Stanislav Kudryashov

Personal information
- Full name: Stanislav Petrovich Kudryashov
- Date of birth: 20 August 1975 (age 50)
- Place of birth: Tashkent, Uzbek SSR
- Height: 1.79 m (5 ft 10 in)
- Position: Midfielder

Senior career*
- Years: Team / Apps / (Gls)
- 1992–1999: Traktor Tashkent / 175 / (16)
- 2000–2003: Neftchi Fergana / 69 / (1)
- 2003: Sementchi Quvasoy / 8 / (0)
- 2004: Sogdiana Jizzakh / 14 / (0)
- 2005: Navbahor Namangan / 8 / (0)

Managerial career
- 2024–2025: Surkhon (assistant)
- 2026–: Surkhon

= Stanislav Kudryashov =

Uzbek football manager

Stanislav Kudryashov (Станислав Кудряшов; born 20 August 1975) is an Uzbek professional association football player and football coach. He is the head coach of Surkhon.

== Football career ==
=== Playing career ===
Kudryashov began his professional career in 1992 with Traktor Tashkent, the team of Tashkent Tractor Plant. He spent eight seasons with the club, making 175 appearances and scoring 16 goals.

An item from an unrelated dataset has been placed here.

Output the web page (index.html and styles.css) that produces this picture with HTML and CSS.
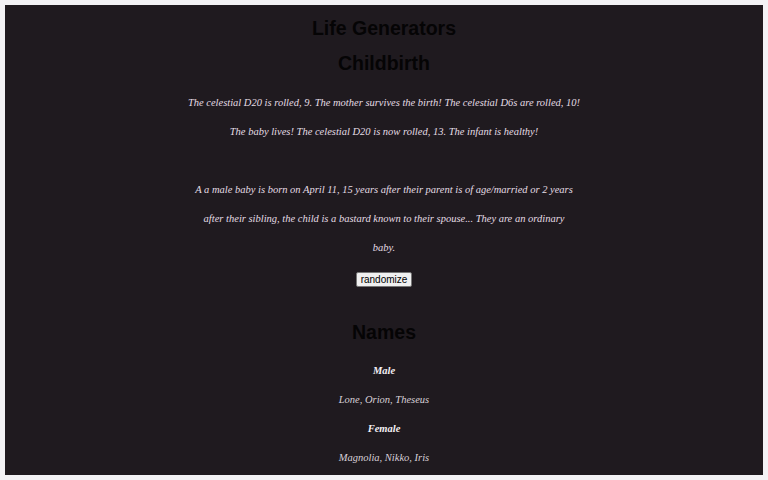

In the 2000 season, he transferred to Neftchi Fergana. During the 2001 season, he won his first Uzbekistan Super League title. That same season, he played in the final of Uzbekistan Cup for the first time. In the 2000-01 Uzbekistan Cup final, Neftchi lost 2–1 to Pakhtakor Tashkent. Kudryashov played from the start of the match until the 70th minute, when he was substituted for Timur Kapadze.

Later in his career, his form declined and in 2003 he played for Sementchi Quvasoy. In 2004, he had a short spell with Sogdiana Jizzakh, and in 2005 he played for Navbahor Namangan. After 2005, he rarely appeared for professional teams.

=== Coaching career ===
After retiring as a player, Kudryashov worked within the system of Pakhtakor Tashkent, coaching several youth teams. He also worked as a coach for Pakhtakor-2.

On 8 January 2026, he was appointed head coach of Surkhon.